-- start of Available data --

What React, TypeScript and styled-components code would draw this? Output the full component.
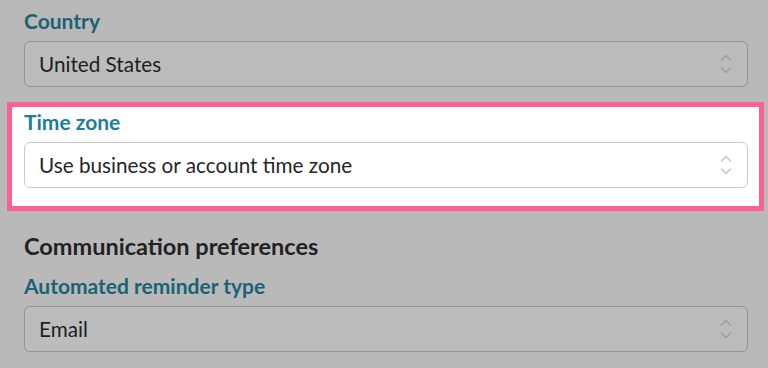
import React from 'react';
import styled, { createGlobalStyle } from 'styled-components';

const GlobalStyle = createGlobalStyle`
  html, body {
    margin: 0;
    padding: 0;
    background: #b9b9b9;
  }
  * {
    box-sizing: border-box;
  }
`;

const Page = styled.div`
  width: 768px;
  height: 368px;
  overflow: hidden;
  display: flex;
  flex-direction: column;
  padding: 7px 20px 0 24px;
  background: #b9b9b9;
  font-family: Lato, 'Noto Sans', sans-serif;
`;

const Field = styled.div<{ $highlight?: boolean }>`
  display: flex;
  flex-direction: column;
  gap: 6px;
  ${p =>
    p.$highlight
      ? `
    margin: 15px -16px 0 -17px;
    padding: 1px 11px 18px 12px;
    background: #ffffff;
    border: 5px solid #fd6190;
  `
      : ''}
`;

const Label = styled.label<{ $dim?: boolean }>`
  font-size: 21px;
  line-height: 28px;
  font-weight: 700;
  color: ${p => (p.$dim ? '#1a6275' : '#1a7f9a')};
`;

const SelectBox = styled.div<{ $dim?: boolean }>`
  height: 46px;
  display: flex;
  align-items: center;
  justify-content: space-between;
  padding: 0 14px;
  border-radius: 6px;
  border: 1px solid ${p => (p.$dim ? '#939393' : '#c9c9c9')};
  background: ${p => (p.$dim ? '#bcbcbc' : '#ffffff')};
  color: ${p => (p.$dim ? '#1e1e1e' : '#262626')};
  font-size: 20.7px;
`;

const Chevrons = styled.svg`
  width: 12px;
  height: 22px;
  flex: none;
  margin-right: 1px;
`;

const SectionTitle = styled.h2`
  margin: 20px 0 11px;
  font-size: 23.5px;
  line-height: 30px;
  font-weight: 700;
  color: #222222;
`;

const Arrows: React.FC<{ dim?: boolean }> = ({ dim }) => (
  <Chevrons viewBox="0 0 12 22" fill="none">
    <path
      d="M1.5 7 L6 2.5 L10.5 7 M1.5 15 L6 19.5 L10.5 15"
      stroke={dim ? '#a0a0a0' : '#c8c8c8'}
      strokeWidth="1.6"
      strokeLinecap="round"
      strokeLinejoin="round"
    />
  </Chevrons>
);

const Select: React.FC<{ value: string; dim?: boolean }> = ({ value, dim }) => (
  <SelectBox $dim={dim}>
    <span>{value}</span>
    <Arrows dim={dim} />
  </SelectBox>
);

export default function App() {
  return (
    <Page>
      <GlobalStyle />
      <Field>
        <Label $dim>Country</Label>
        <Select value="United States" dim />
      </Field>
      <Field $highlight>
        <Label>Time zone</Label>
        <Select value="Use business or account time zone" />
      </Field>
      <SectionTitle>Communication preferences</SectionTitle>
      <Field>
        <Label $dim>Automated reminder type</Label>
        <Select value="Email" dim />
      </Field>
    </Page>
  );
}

-- end of Available data --

**What to work on**
Say how many lines contain "components", and give nothing but that number.

**Finished answer**
2